The United States has been shaped by successive waves of migration stretching back to the 1600s, each one met with a different legal response from the government. What began as an era of virtually unregulated entry evolved into one of the most complex immigration systems in the world, built through centuries of legislation, court decisions, and executive actions. A persistent tension runs through the entire story: the economic demand for newcomers pulling against the political impulse to restrict who gets in and on what terms.

Colonial Era Through the Mid-1800s

During the 1600s and 1700s, European settlement of the colonies operated without any central authority controlling who could arrive. Many came as indentured servants, exchanging years of labor for their passage, while millions of Africans were forcibly brought to the continent through the slave trade. No federal statutes governed entry or residence; decisions about newcomers fell to individual ports and local communities.

The early American legal system focused on who could become a citizen rather than who could enter. The Naturalization Act of 1790 created the first uniform citizenship rules, but it restricted eligibility to free white persons of good character who had lived in the country for at least two years.1Congress.gov. ArtI.S8.C4.1.2.3 Early U.S. Naturalization Laws For nearly a century after the founding, people from much of the world could arrive without a visa or government inspection.

That open arrangement came under pressure in the 1840s and 1850s when millions of Irish and German residents fled famine and political upheaval. These groups faced sharp hostility from established residents who feared economic competition and the influence of Catholic newcomers. Some local governments tried to impose their own taxes or bonds on incoming ships to cover the costs of poverty and illness among new arrivals, but no federal agency existed to handle the situation.
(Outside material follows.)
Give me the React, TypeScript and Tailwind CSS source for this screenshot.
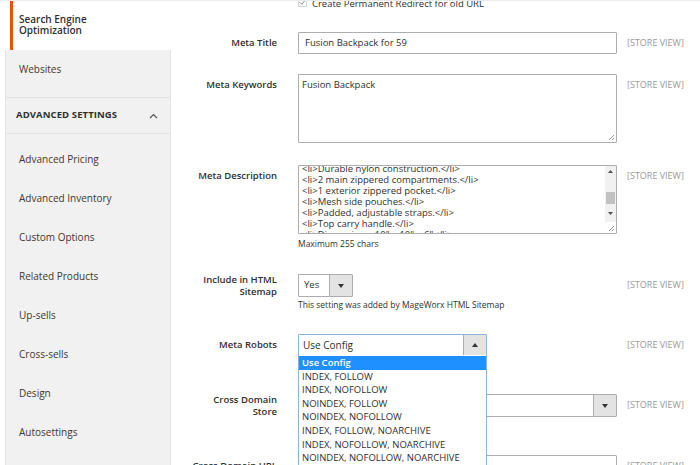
import React from 'react'

const font = { fontFamily: '"Open Sans", "Liberation Sans", sans-serif' }

const navItems = [
  'Advanced Pricing',
  'Advanced Inventory',
  'Custom Options',
  'Related Products',
  'Up-sells',
  'Cross-sells',
  'Design',
  'Autosettings',
]

const robots = [
  'Use Config',
  'INDEX, FOLLOW',
  'INDEX, NOFOLLOW',
  'NOINDEX, FOLLOW',
  'NOINDEX, NOFOLLOW',
  'INDEX, FOLLOW, NOARCHIVE',
  'INDEX, NOFOLLOW, NOARCHIVE',
  'NOINDEX, NOFOLLOW, NOARCHIVE',
  'NOINDEX, FOLLOW, NOARCHIVE',
]

const description = [
  '<li>Durable nylon construction.</li>',
  '<li>2 main zippered compartments.</li>',
  '<li>1 exterior zippered pocket.</li>',
  '<li>Mesh side pouches.</li>',
  '<li>Padded, adjustable straps.</li>',
  '<li>Top carry handle.</li>',
  '<li>Dimensions: 10" x 10" x 6"</li>',
]

function Resize() {
  return (
    <svg className="absolute right-[1px] bottom-[1px]" width="8" height="8" viewBox="0 0 8 8">
      <path d="M7 2 L2 7 M7 5 L5 7" stroke="#9a9a9a" strokeWidth="1" />
    </svg>
  )
}

function Arrow({ up }: { up?: boolean }) {
  return (
    <svg width="6" height="4" viewBox="0 0 6 4">
      <path d={up ? 'M0 4 L3 0 L6 4 Z' : 'M0 0 L6 0 L3 4 Z'} fill="#333" />
    </svg>
  )
}

function Row({
  label,
  twoLine,
  mt,
  children,
}: {
  label: React.ReactNode
  twoLine?: boolean
  mt: string
  children: React.ReactNode
}) {
  return (
    <div className={`flex ${mt}`}>
      <div
        className={`w-[106px] shrink-0 text-right text-[9.5px] font-semibold text-[#303030] ${
          twoLine ? 'leading-[12px] pt-0' : 'leading-[14px] pt-[4px]'
        }`}
      >
        {label}
      </div>
      <div className="ml-[21px] w-[319px] shrink-0">{children}</div>
      <div className="ml-[10px] pt-[4px] text-[9px] leading-[14px] text-[#9a9a9a]">[STORE VIEW]</div>
    </div>
  )
}

export default function App() {
  return (
    <div className="h-[465px] w-[700px] overflow-hidden bg-white flex border-t border-[#ececec]" style={font}>
      {/* Sidebar */}
      <div className="w-[171px] shrink-0 flex flex-col pl-[5px]">
        <div className="h-[49px] ml-[5px] border-l-[3px] border-[#eb5202] bg-white pl-[6px] pt-[13px] text-[10px] leading-[11px] font-semibold text-[#303030]">
          Search Engine
          <br />
          Optimization
        </div>
        <div className="flex-1 bg-[#f1f1f1] border-x border-[#e3e3e3]">
          <div className="h-[48px] border-b border-[#e3e3e3] pl-[13px] pt-[12px] text-[10px] leading-[14px] text-[#41362f]">
            Websites
          </div>
          <div className="h-[36px] border-b border-[#e3e3e3] pl-[10px] pr-[12px] flex items-center justify-between">
            <span className="text-[9.5px] font-bold text-[#303030] tracking-[0.1px]">ADVANCED SETTINGS</span>
            <svg width="9" height="6" viewBox="0 0 9 6">
              <path d="M1 5 L4.5 1.5 L8 5" fill="none" stroke="#555" strokeWidth="1.2" />
            </svg>
          </div>
          <div className="pt-[6px]">
            {navItems.map((n) => (
              <div key={n} className="h-[39px] flex items-center pl-[13px] text-[10px] text-[#41362f]">
                {n}
              </div>
            ))}
          </div>
        </div>
      </div>

      {/* Main */}
      <div className="flex-1 relative">
        <div className="flex -mt-[4px]">
          <div className="ml-[127px] flex items-center gap-[5px] h-[14px]">
            <svg width="9" height="9" viewBox="0 0 9 9" className="-mt-[4px]">
              <rect x="0.5" y="0.5" width="8" height="8" fill="#fff" stroke="#d4d4d4" />
              <path d="M2 4.5 L3.8 6.3 L7 2.5" fill="none" stroke="#8a8a8a" strokeWidth="1" />
            </svg>
            <span className="text-[9.5px] leading-[14px] text-[#303030]">Create Permanent Redirect for old URL</span>
          </div>
        </div>

        <Row label="Meta Title" mt="mt-[21px]">
          <div className="h-[22px] border border-[#adadad] rounded-[1px] pl-[6px] flex items-center text-[9.5px] text-[#303030]">
            Fusion Backpack for 59
          </div>
        </Row>

        <Row label="Meta Keywords" mt="mt-[20px]">
          <div className="relative h-[69px] border border-[#adadad] rounded-[1px] pl-[3px] pt-[3px] text-[9.5px] leading-[14px] text-[#303030]">
            Fusion Backpack
            <Resize />
          </div>
        </Row>

        <Row label="Meta Description" mt="mt-[22px]">
          <div className="relative h-[69px] border border-[#adadad] rounded-[1px] overflow-hidden">
            <div className="-mt-[3px] pl-[3px] pr-[14px] text-[9.5px] leading-[11px] text-[#303030] whitespace-pre">
              {description.join('\n')}
            </div>
            <div className="absolute right-0 top-0 bottom-[11px] w-[11px] bg-[#f1f1f1] flex flex-col items-center">
              <div className="h-[11px] flex items-center">
                <svg width="5" height="3" viewBox="0 0 5 3"><path d="M0 3 L2.5 0 L5 3 Z" fill="#505050" /></svg>
              </div>
              <div className="mt-[15px] h-[12px] w-[9px] bg-[#c1c1c1]" />
              <div className="mt-[4px] h-[11px] flex items-center">
                <svg width="5" height="3" viewBox="0 0 5 3"><path d="M0 0 L5 0 L2.5 3 Z" fill="#505050" /></svg>
              </div>
            </div>
            <div className="absolute right-0 bottom-0 w-[11px] h-[11px] bg-white" />
            <Resize />
          </div>
          <div className="mt-[4px] text-[8.5px] leading-[12px] text-[#303030]">Maximum 255 chars</div>
        </Row>

        <Row
          label={
            <>
              Include in HTML
              <br />
              Sitemap
            </>
          }
          twoLine
          mt="mt-[24px]"
        >
          <div className="w-[55px] h-[23px] border border-[#adadad] rounded-[1px] flex">
            <div className="flex-1 pl-[5px] flex items-center text-[9.5px] text-[#303030]">Yes</div>
            <div className="w-[23px] bg-[#e3e3e3] border-l border-[#adadad] flex items-center justify-center">
              <Arrow />
            </div>
          </div>
          <div className="mt-[2px] text-[8.5px] leading-[12px] text-[#303030]">
            This setting was added by MageWorx HTML Sitemap
          </div>
        </Row>

        <Row label="Meta Robots" mt="mt-[23px]">
          <div className="w-[189px] h-[22px] border border-[#8ab4df] rounded-[1px] flex">
            <div className="flex-1 pl-[4px] flex items-center text-[10px] text-[#303030]">Use Config</div>
            <div className="w-[23px] bg-[#e3e3e3] border-l border-[#adadad] flex items-center justify-center">
              <Arrow up />
            </div>
          </div>
        </Row>

        <Row
          label={
            <>
              Cross Domain
              <br />
              Store
            </>
          }
          twoLine
          mt="mt-[38px]"
        >
          <div className="h-[23px] border border-[#adadad] rounded-[1px] flex">
            <div className="flex-1" />
            <div className="w-[23px] bg-[#e3e3e3] border-l border-[#adadad] flex items-center justify-center">
              <Arrow />
            </div>
          </div>
        </Row>

        <Row label="Cross Domain URL" mt="mt-[37px]">
          <div className="h-[22px] border border-[#adadad] rounded-[1px]" />
        </Row>

        {/* Open dropdown of Meta Robots */}
        <div className="absolute left-[127px] top-[354px] w-[189px] bg-white border border-[#8ab4df] border-t-0 pt-[1px]">
          {robots.map((r, i) => (
            <div
              key={r}
              className={`h-[13.6px] pl-[3px] text-[9.5px] leading-[13.6px] ${
                i === 0 ? 'bg-[#1e90ff] text-white font-semibold' : 'text-[#303030]'
              }`}
            >
              {r}
            </div>
          ))}
        </div>
      </div>
    </div>
  )
}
States filled the vacuum by setting up their own inspection stations and health requirements, creating a patchwork of rules that varied from port to port.

The Steerage Act of 1819 was one of the first federal laws to address immigration, though it regulated the safety of ocean voyages rather than deciding who could enter.2Constitution Annotated. ArtI.S8.C18.8.4 Early Federal Laws on Immigration It required ship captains to deliver passenger manifests listing each person’s name, age, sex, occupation, and nationality to a federal customs official.3National Archives. The Creation and Destruction of Ellis Island Immigration Manifests Part 1 These manifests created the first official records of arriving populations, but the law gave the government no power to turn anyone away.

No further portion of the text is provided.